# Work to be completed
Scan the entries below. List each line with "screenshot".

(Records from a data source)
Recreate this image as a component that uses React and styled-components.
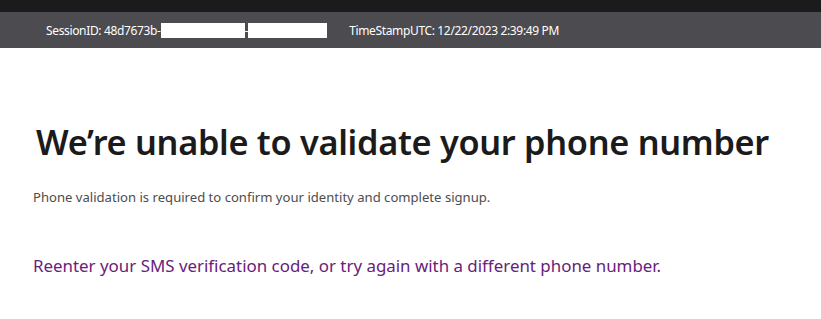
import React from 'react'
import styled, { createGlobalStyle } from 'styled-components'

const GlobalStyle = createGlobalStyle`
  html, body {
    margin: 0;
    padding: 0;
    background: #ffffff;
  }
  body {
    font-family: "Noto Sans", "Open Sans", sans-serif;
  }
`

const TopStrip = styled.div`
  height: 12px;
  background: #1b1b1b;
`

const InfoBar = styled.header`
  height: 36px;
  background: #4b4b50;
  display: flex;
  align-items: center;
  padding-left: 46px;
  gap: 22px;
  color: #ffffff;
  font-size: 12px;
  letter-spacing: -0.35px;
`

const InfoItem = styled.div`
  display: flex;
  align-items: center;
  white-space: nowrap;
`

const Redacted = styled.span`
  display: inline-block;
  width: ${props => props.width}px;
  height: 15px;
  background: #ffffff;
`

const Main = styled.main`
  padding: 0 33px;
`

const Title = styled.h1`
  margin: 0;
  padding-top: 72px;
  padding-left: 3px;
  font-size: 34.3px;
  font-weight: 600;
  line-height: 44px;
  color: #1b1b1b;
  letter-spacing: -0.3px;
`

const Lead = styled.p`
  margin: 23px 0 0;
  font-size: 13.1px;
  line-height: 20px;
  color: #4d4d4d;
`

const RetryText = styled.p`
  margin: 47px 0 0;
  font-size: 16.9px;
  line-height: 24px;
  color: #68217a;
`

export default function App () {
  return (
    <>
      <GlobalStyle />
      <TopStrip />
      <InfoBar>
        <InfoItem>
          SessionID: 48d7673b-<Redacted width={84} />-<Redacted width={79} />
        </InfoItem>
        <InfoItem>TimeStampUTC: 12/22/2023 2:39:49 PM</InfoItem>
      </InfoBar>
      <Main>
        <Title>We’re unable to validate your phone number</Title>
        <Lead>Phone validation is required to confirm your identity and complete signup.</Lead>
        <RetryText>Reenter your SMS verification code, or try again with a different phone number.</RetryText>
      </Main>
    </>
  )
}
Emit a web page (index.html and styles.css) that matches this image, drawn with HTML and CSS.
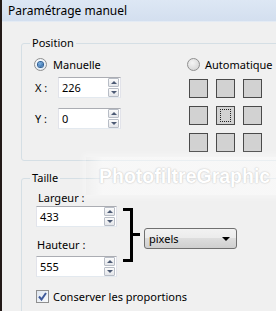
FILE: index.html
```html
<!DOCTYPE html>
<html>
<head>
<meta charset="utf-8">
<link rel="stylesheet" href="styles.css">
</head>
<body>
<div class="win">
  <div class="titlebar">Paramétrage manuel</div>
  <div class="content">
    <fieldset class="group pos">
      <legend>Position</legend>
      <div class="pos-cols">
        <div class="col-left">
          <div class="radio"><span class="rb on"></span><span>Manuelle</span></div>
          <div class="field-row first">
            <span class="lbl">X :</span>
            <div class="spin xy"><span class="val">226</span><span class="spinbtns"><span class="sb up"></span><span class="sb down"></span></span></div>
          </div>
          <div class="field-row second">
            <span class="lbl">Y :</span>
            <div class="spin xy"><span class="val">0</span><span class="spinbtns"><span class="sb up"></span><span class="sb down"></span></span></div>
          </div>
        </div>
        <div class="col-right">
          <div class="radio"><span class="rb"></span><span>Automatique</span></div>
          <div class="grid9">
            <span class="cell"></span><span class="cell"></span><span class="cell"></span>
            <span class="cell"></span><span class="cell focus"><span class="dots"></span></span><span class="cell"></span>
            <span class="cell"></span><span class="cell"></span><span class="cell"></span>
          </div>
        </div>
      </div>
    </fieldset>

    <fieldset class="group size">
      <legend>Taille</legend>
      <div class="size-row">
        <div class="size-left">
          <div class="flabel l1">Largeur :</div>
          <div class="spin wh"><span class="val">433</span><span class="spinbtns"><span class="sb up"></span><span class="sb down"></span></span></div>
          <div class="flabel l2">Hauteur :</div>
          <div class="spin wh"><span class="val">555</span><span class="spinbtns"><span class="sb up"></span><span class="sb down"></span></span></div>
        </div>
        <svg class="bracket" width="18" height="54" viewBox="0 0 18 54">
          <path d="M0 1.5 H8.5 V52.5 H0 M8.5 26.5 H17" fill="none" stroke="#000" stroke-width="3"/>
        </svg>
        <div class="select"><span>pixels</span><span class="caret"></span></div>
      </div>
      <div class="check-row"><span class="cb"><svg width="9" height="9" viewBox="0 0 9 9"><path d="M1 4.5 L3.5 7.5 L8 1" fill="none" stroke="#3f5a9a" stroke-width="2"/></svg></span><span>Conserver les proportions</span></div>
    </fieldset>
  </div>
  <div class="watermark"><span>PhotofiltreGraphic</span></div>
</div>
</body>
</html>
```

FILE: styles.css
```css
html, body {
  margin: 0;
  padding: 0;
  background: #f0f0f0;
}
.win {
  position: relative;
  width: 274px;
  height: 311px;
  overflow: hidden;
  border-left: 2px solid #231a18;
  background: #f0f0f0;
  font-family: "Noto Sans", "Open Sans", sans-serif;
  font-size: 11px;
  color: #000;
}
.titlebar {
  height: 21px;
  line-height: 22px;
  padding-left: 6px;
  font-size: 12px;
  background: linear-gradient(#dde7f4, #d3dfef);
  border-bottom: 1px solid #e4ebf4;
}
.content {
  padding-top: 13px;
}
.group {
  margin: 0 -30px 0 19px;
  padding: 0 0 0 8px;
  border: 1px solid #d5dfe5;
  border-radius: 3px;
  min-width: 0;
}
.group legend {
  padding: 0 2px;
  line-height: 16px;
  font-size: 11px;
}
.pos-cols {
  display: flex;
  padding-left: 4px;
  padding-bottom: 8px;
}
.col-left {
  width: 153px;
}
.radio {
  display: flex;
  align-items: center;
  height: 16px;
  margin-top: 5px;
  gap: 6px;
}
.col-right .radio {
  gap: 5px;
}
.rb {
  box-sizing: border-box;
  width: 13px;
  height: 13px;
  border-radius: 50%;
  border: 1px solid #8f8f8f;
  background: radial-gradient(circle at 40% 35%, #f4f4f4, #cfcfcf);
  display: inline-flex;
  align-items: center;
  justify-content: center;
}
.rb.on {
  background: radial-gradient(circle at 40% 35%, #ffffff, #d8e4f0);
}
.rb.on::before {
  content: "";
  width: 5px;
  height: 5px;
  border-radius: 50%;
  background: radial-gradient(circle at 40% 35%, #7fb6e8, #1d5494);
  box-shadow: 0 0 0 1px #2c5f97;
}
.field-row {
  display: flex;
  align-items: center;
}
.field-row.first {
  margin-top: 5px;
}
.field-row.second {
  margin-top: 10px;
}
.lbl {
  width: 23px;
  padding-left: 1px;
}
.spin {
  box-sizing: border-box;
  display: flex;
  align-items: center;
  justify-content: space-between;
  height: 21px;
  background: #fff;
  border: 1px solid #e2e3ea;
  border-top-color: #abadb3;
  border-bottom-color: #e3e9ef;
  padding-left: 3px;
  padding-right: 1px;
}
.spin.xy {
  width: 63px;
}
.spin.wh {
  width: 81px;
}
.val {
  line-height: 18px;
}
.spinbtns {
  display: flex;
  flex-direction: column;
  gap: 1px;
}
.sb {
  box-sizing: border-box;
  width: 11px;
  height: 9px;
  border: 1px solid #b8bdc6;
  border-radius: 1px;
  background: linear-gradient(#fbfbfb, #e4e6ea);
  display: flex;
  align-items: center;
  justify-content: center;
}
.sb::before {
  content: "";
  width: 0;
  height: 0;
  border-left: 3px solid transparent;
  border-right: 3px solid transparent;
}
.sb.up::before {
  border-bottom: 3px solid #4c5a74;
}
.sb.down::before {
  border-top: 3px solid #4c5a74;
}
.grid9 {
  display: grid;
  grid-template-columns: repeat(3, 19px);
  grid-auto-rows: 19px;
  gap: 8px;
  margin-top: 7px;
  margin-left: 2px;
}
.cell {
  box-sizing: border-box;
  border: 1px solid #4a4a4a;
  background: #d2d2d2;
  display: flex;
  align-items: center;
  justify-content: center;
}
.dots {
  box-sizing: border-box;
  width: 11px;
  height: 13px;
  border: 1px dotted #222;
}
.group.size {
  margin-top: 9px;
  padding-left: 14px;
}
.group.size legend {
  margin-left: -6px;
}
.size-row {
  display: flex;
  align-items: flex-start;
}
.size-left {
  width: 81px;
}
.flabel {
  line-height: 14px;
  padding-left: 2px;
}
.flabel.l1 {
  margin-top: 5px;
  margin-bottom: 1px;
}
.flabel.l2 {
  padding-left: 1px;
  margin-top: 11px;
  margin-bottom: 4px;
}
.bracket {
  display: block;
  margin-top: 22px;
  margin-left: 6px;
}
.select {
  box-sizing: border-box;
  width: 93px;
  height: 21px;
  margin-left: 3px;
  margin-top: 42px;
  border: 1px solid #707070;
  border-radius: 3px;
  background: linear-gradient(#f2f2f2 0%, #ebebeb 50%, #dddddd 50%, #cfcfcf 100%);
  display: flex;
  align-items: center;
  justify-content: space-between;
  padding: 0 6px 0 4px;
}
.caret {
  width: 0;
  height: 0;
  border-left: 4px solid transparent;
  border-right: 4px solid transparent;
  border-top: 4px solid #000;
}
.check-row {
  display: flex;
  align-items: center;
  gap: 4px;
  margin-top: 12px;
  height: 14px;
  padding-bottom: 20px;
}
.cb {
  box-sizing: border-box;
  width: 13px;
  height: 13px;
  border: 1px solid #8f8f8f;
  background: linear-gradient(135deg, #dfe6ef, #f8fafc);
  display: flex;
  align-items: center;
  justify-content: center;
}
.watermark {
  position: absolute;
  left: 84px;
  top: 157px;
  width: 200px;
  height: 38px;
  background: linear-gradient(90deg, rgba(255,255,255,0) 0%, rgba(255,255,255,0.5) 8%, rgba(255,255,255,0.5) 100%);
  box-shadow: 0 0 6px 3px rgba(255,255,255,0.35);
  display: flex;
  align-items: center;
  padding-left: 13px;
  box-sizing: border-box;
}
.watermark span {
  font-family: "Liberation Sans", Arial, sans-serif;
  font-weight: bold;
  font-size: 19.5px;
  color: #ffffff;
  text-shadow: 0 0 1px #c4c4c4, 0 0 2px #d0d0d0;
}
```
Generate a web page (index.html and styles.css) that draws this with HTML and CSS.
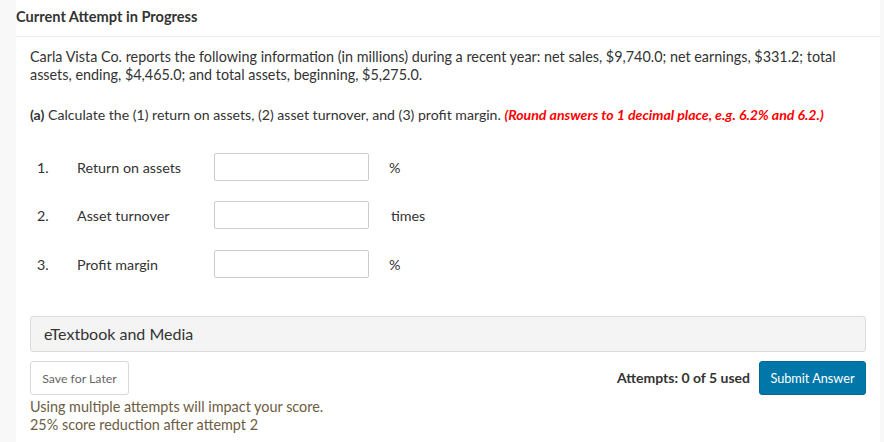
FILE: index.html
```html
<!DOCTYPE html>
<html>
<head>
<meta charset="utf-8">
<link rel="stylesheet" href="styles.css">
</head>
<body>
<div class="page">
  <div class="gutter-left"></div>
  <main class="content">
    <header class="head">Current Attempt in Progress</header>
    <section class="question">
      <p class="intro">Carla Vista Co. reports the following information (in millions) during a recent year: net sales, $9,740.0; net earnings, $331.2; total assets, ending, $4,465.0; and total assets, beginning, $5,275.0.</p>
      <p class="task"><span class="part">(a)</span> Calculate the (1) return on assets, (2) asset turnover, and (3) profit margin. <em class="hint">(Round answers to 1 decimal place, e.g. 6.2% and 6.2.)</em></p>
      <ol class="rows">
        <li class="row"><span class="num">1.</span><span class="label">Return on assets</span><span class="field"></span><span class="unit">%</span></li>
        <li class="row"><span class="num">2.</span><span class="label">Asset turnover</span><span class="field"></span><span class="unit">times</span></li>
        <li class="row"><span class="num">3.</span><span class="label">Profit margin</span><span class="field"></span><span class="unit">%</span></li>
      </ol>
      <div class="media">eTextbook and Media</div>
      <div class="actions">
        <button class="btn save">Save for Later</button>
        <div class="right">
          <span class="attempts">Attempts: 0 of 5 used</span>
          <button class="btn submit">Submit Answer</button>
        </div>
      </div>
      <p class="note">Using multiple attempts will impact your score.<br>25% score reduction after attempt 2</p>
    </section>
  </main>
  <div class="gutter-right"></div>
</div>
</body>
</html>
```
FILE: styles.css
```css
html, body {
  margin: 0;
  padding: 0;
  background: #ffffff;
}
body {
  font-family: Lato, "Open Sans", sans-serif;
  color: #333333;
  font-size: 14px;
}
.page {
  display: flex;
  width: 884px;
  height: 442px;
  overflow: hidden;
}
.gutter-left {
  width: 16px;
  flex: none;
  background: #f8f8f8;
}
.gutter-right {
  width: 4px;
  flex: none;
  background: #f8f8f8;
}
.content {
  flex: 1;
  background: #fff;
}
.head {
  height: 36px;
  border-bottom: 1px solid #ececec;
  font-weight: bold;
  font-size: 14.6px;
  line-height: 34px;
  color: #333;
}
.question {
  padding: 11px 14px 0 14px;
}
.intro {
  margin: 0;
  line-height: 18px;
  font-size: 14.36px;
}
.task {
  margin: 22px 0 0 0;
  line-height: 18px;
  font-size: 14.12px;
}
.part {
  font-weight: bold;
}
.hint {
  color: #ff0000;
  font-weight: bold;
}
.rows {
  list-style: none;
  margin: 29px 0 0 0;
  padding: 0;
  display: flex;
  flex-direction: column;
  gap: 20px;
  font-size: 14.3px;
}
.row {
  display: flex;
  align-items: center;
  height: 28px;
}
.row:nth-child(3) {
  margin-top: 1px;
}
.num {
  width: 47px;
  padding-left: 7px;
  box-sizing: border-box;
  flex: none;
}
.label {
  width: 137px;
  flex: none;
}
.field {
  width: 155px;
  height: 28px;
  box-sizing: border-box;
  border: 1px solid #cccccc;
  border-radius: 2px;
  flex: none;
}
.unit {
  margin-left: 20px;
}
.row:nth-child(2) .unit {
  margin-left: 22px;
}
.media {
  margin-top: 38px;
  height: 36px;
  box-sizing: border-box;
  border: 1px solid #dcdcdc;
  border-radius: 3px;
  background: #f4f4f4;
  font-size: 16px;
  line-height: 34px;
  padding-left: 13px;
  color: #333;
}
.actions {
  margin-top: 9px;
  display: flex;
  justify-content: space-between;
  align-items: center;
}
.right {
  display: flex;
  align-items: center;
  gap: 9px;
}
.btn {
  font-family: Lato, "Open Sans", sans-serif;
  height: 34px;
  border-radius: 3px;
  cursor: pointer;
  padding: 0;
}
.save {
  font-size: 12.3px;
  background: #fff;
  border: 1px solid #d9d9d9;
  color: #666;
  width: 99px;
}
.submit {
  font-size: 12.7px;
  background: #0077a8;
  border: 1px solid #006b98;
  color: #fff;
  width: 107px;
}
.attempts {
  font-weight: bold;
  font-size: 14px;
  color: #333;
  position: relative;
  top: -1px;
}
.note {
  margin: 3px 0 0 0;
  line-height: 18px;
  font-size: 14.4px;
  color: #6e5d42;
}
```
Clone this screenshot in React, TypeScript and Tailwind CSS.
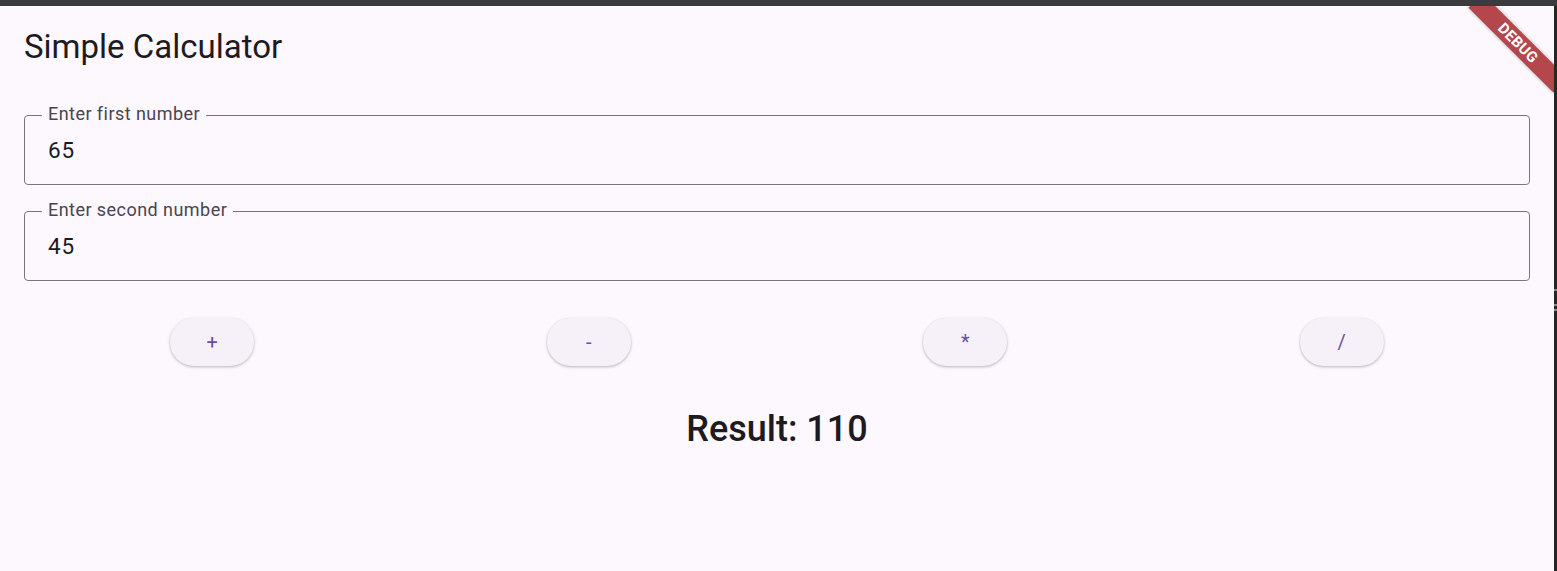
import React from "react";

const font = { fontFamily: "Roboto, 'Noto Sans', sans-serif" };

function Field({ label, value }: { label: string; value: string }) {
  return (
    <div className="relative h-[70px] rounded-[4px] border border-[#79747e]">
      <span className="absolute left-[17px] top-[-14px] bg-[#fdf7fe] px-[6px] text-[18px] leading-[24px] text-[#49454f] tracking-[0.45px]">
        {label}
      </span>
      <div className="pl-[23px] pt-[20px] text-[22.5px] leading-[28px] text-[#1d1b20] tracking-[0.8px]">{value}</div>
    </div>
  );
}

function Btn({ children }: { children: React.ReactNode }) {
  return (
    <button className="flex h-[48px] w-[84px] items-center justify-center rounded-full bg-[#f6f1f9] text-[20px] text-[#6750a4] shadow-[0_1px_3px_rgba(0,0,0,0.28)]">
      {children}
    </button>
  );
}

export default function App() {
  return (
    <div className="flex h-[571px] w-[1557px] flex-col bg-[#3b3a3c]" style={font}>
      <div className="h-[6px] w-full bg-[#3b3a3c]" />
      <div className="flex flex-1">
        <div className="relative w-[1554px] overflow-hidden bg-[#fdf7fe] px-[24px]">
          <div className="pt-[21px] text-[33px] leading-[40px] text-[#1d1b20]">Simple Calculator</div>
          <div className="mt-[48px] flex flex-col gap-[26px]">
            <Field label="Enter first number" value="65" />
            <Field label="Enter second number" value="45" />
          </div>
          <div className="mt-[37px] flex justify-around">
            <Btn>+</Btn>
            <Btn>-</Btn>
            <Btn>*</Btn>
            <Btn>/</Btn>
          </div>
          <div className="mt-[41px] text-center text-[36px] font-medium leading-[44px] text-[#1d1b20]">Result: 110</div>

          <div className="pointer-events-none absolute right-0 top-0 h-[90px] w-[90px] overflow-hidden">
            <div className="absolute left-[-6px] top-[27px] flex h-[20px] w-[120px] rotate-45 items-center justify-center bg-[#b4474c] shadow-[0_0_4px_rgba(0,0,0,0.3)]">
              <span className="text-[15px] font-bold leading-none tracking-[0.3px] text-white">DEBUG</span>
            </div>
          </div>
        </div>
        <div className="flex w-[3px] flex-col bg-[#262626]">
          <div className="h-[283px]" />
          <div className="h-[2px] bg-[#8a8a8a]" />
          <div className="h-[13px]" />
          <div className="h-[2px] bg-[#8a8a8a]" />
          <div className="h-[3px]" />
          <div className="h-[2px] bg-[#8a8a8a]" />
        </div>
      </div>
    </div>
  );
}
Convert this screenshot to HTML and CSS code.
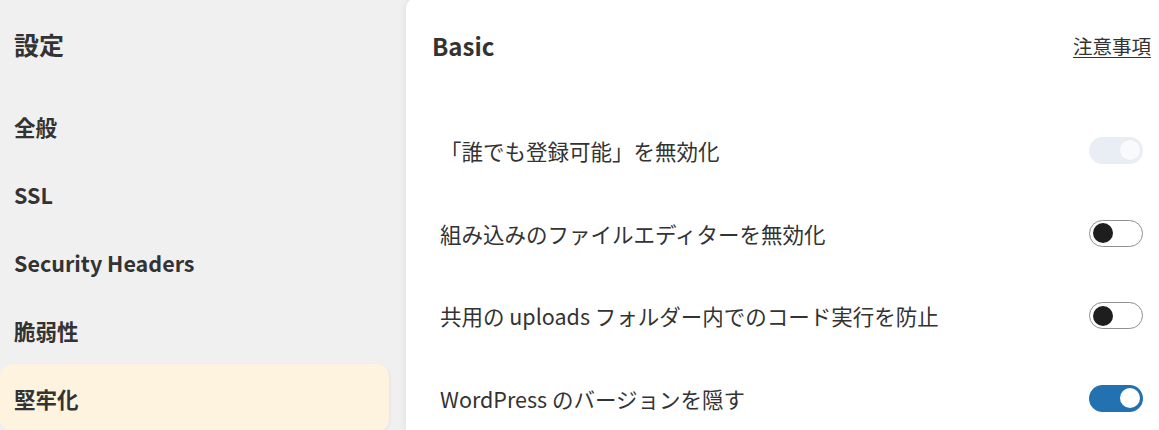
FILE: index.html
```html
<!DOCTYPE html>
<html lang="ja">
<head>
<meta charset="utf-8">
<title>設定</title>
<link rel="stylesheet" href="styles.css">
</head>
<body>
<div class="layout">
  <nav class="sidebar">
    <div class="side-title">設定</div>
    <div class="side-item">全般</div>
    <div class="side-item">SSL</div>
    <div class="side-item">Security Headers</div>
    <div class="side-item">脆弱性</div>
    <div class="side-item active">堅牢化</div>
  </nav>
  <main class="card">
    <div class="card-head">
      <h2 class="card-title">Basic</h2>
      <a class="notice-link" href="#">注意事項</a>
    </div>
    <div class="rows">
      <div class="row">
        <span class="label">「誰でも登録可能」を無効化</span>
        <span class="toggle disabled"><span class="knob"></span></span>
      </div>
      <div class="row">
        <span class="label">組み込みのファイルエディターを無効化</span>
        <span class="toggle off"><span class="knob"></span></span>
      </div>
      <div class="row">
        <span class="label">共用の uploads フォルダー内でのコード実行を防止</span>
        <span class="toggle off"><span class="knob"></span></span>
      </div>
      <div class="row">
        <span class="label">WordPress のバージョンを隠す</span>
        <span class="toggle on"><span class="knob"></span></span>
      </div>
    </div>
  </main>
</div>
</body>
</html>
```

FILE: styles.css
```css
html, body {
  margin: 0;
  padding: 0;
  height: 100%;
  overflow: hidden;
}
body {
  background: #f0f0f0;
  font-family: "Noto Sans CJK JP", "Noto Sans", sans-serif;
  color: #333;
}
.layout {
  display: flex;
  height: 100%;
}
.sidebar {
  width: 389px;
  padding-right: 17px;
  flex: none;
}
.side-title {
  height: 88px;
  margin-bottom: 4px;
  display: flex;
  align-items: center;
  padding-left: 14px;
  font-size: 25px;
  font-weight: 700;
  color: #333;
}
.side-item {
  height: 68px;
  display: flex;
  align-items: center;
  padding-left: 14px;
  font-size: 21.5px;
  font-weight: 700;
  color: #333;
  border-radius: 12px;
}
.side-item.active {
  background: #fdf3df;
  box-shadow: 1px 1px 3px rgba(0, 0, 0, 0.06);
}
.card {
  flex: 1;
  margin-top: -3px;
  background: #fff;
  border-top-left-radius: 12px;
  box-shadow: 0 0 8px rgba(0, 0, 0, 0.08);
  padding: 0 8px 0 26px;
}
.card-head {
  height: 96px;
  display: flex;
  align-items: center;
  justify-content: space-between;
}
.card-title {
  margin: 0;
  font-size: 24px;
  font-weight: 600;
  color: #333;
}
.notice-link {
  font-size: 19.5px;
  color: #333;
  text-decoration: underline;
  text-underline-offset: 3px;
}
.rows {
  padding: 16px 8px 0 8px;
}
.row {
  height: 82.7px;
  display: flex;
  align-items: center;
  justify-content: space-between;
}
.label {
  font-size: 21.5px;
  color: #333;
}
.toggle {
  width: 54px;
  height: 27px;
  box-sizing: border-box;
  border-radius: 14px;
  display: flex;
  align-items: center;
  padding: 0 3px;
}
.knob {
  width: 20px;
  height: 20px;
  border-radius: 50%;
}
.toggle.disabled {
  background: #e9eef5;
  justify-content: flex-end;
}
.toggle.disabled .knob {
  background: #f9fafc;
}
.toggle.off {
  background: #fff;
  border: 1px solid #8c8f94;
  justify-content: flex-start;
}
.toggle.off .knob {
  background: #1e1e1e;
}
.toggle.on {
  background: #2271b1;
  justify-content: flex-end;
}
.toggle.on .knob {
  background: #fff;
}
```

# Written solution
Clone this screenshot in React, TypeScript and Tailwind CSS.
Convert this screenshot to HTML and CSS code.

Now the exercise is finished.